Now I know you've heard all this stuff before, your probably tired of all the dower warnings from the Dad's Army chorus claiming 'We're Doomed', but let's put all that aside for a moment and just reflect in the fact that this moment in time is epic.. These events for good or bad will shape the destiny of us all and our children and our children's children. Schools will teach lessons about whats been occurring this week. In a future horrid history lesson They'll explain about 'Project Fear' and 'Brexit'. Time will have decided if Nigel and Boris were Hero's or villains. Our kids kids will talk about the fate of the Union. Did Nicola Sturgeon do what Mel Gibson could never do, and get Scotland their freedom.

And if their wasn't enough going on her majesty's opposition the Labour Party imploded. Jeremy Corbyn like King Canute cannot turn the tide on the flow of resignations from his shadow cabinet or the number of voices telling him to go.
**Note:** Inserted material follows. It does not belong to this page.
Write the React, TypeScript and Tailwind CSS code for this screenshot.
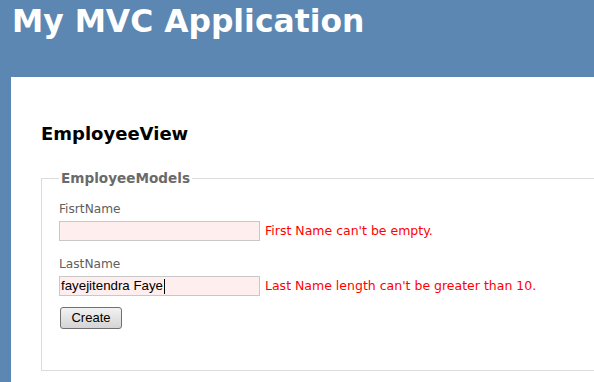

He's a Billy that's got no mates but he don't care.

These are momentous times. And the only people who seem to be revelling in the chaos are the rolling news channels. Events like these are what Sky news was born to do. You can see the presenters almost salivating at the avalanche of information that they are bombarding us with. To anyone of a nervous disposition this could all be a little bit scary. Doom and doomer are having a field day trying to out do themselves. The only bit of Blue Sky we've heard lately was of the Mister variety sung by ELO at Glastonbury, and even this years Glasto was the wettest festival ever said organiser Michael Evis. But if you think it's bad now watch out, in November their's the U S elections so watch out coz here comes Donald Trump

As ordinary mortals we have no choice but to be carried along by the drama, but let's stop and take a breathe. Friday 24th June wasn't 'Independence Day' as nasty Nigel claimed., far from it. Ask yourself what's changed for you? Hands up if your worrying about whether the stock market is going up or down. How many people went into to work on Monday to be told their job has gone as a result of Brexit? Who's had their holiday cancelled or their mortgage increased ? Here's how bothered Boris Johnson was at such a momentous moment in our history, he spent the weekend playing cricket with his family.
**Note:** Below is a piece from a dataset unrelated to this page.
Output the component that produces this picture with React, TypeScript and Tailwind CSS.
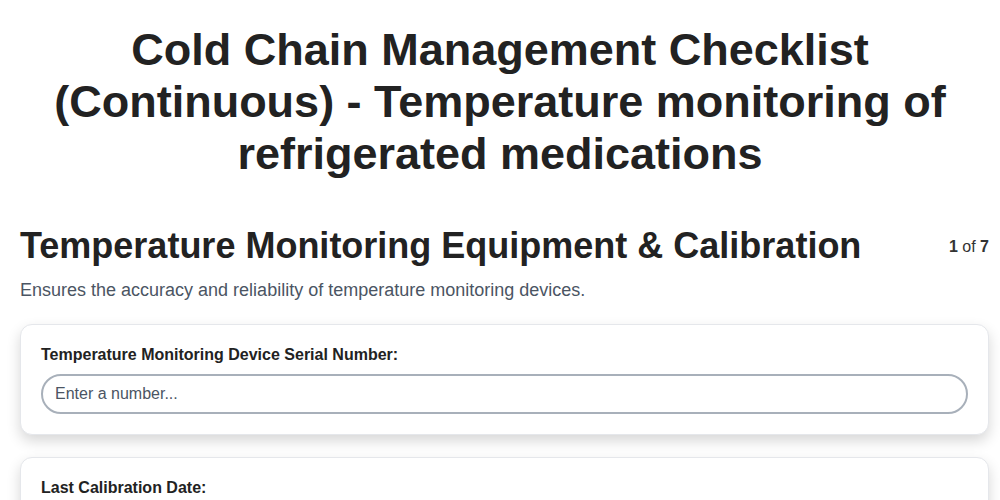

The governments of Europe might be huffing and puffing and threatening to blow our house down, but its all 'Manyana' to the Prime Minister, sounding like one of the dragons on Dragons Den when he decided he didn't like the deal and declared 'He's Out' and as a parting shot told the wobbling heads of Europe, we'll get round to leaving the EU when we are ready. For Dave and Jeremy life's going on, and so it should be for us. Let them talk and moan, listen but don't get carried away. This is history, not the start of world war 3. Or some great national tragedy.

The Brexit fallout has mainly been about business and commerce Labours ills are about personality. And as for English Football? Well we will all ways be heading for the exit it's sort of expected. These momentous times are like an Alton Tower's roller coaster ride a bit scary when it starts but you get used to it after a bit and its over before you know it. So sit back and enjoy the ride.

And finally the last words go to Nigel Farage who summed up the whole Brexit fiasco this week when he addressed an angry European Parliament

' Seventeen years ago you all laughed at me, Well your not laughing now' — Boom Boom!!